I’m a spider nerd myself. As a kid I kept jumping spiders and black widows as pets, feeding them crickets and other small insects. I had a jumping spider that hitched a ride on me off the play ground that I kept in my desk at school.

Sadly, there aren’t a lot of game relevant species in the northern woods. I could add an entry for argiope aurantia, which is the largest orb weaver in the area, but most other spiders either could use the three stat blocks I gave or else the generic block in the rule book.

WELL, this is just delightful! I had a whole bunch of various species penciled in for my players and I to use (let’s be real: mostly me! I can’t go a second without sticking shrews and moles into a game), but nothing so detailed and thought out.

Thank you so much for sharing this write-up, it’s appreciated. :smile:

The orb spider would be a great addition.

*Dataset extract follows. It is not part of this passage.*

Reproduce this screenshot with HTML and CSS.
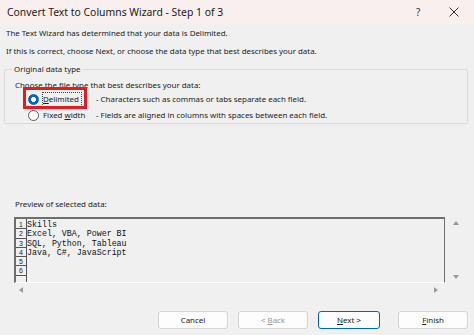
FILE: index.html
```html
<!DOCTYPE html>
<html>
<head>
<meta charset="utf-8">
<link rel="stylesheet" href="styles.css">
</head>
<body>
<div class="dialog">
  <div class="titlebar">
    <span class="title">Convert Text to Columns Wizard - Step 1 of 3</span>
    <span class="help">?</span>
    <span class="close"><svg width="10" height="10" viewBox="0 0 10 10"><path d="M0.5 0.5 L9.5 9.5 M9.5 0.5 L0.5 9.5" stroke="#333" stroke-width="1" fill="none"/></svg></span>
  </div>
  <div class="body">
    <p class="line">The Text Wizard has determined that your data is Delimited.</p>
    <p class="line">If this is correct, choose Next, or choose the data type that best describes your data.</p>
    <fieldset class="group">
      <legend>Original data type</legend>
      <div class="choose">Choose the file type that best describes your data:</div>
      <div class="opt opt-first">
        <span class="radio checked"></span>
        <span class="lbl"><span class="focus"><u>D</u>elimited</span></span>
        <span class="desc">- Characters such as commas or tabs separate each field.</span>
        <span class="highlight"></span>
      </div>
      <div class="opt">
        <span class="radio"></span>
        <span class="lbl">Fixed <u>w</u>idth</span>
        <span class="desc">- Fields are aligned in columns with spaces between each field.</span>
      </div>
    </fieldset>
    <div class="preview-label">Preview of selected data:</div>
    <div class="preview">
      <div class="box">
        <div class="nums">
          <div class="num">1</div><div class="num">2</div><div class="num">3</div><div class="num">4</div><div class="num">5</div><div class="num">6</div><div class="num last"></div>
        </div>
        <div class="data">
          <div class="row">Skills</div>
          <div class="row">Excel, VBA, Power BI</div>
          <div class="row">SQL, Python, Tableau</div>
          <div class="row">Java, C#, JavaScript</div>
        </div>
      </div>
      <div class="vscroll">
        <svg width="8" height="6" viewBox="0 0 8 6"><path d="M4 1 L7 5 L1 5 Z" fill="#9a9a9a"/></svg>
        <svg width="8" height="6" viewBox="0 0 8 6"><path d="M1 1 L7 1 L4 5 Z" fill="#9a9a9a"/></svg>
      </div>
      <div class="hscroll">
        <svg width="6" height="8" viewBox="0 0 6 8"><path d="M5 1 L5 7 L1 4 Z" fill="#9a9a9a"/></svg>
        <svg width="6" height="8" viewBox="0 0 6 8"><path d="M1 1 L1 7 L5 4 Z" fill="#9a9a9a"/></svg>
      </div>
    </div>
    <div class="buttons">
      <button class="btn">Cancel</button>
      <button class="btn disabled">&lt; <u>B</u>ack</button>
      <button class="btn primary"><u>N</u>ext &gt;</button>
      <button class="btn"><u>F</u>inish</button>
    </div>
  </div>
</div>
</body>
</html>
```

FILE: styles.css
```css
html, body {
  margin: 0;
  padding: 0;
  background: #f0f0f0;
}
body {
  width: 474px;
  height: 335px;
  overflow: hidden;
  font-family: "Noto Sans", "Open Sans", sans-serif;
  color: #1a1a1a;
}
.dialog {
  width: 474px;
  height: 335px;
  display: flex;
  flex-direction: column;
}
.titlebar {
  height: 24px;
  background: #f9efef;
  display: flex;
  align-items: center;
  padding-left: 7px;
  box-sizing: border-box;
}
.title {
  font-size: 10.4px;
  flex: 1;
  color: #1a1a1a;
}
.help {
  font-size: 10px;
  color: #333;
  width: 10px;
  margin-right: 23px;
}
.close {
  width: 10px;
  height: 10px;
  margin-right: 15px;
  display: flex;
}
.body {
  flex: 1;
  display: flex;
  flex-direction: column;
}
.line {
  margin: 0;
  padding-left: 6px;
  height: 18px;
  line-height: 18px;
  font-size: 7.9px;
}
.group {
  margin: 3px 6px 0 4px;
  padding: 0 0 1px 10px;
  border: 1px solid #dadada;
  border-radius: 2px;
}
.group legend {
  font-size: 7.9px;
  line-height: 12px;
  padding: 0 2px;
  margin-left: -3px;
}
.choose {
  font-size: 7.9px;
  line-height: 14px;
  height: 14px;
  margin-top: 3px;
}
.opt {
  position: relative;
  display: flex;
  align-items: center;
  height: 14px;
  font-size: 7.9px;
  margin-top: 2px;
}
.opt-first {
  margin-top: 0;
}
.radio {
  width: 9px;
  height: 9px;
  border: 1px solid #5a5a5a;
  border-radius: 50%;
  margin-left: 13px;
  box-sizing: content-box;
  background: #fff;
}
.radio.checked {
  border-color: #0067c0;
  background: radial-gradient(circle, #ffffff 0 2.2px, #0067c0 2.8px);
}
.lbl {
  margin-left: 4px;
  width: 53px;
  flex: none;
}
.focus {
  outline: 1px dotted #444;
  padding: 0 2px 0 0;
  line-height: 13px;
  display: inline-block;
}
.highlight {
  position: absolute;
  left: 8px;
  top: -5px;
  width: 64px;
  height: 22px;
  border: 3px solid #e31b23;
  box-sizing: border-box;
  pointer-events: none;
}
.preview-label {
  font-size: 7.9px;
  line-height: 14px;
  margin-top: 73px;
  padding-left: 15px;
}
.preview {
  margin: 6px 0 0 14px;
  display: grid;
  grid-template-columns: 431px 22px;
  grid-template-rows: 66px 14px;
}
.box {
  border-top: 2px solid #6e6e6e;
  border-left: 2px solid #6e6e6e;
  border-right: 1px solid #6e6e6e;
  border-bottom: 1px solid #ffffff;
  display: flex;
  box-sizing: border-box;
  background: #f0f0f0;
}
.nums {
  width: 10px;
  display: flex;
  flex-direction: column;
  border-right: 1px solid #555;
  padding-top: 1px;
}
.num {
  height: 9.3px;
  border-bottom: 1px solid #555;
  font-size: 7px;
  line-height: 9px;
  text-align: center;
  font-family: "Liberation Sans", sans-serif;
  color: #222;
  box-sizing: border-box;
}
.num.last {
  border-bottom: none;
  flex: 1;
}
.data {
  font-family: "Liberation Mono", "Courier New", monospace;
  font-size: 8.3px;
  color: #111;
  padding-top: 1px;
}
.row {
  height: 9.3px;
  line-height: 9.3px;
}
.vscroll {
  display: flex;
  flex-direction: column;
  justify-content: space-between;
  align-items: center;
  padding: 3px 0 3px;
}
.hscroll {
  display: flex;
  justify-content: space-between;
  align-items: center;
  padding: 0 6px 0 4px;
}
.buttons {
  margin-top: 14px;
  display: flex;
  padding-left: 158px;
  gap: 10px;
}
.btn {
  width: 70px;
  height: 18px;
  background: #fdfdfd;
  border: 1px solid #d4d4d4;
  border-radius: 3px;
  font-family: "Noto Sans", sans-serif;
  font-size: 7.9px;
  color: #1a1a1a;
  padding: 0;
  line-height: 16px;
}
.btn.disabled {
  color: #9a9a9a;
}
.btn.primary {
  width: 62px;
  border-color: #0067c0;
  margin-right: 8px;
}
```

There are silks made from orb spiders and it would be a good source of silk for the territories.

There is a famous weaving from golden orb spiders: https://www.yatzer.com/Golden-Spider-Silk

The natural color is golden but silk can take almost any dye so for RPG purposes it wouldn’t matter.

I have a second list that includes an orb weaver. I may add it to the rest when I get home and find my notes tonight.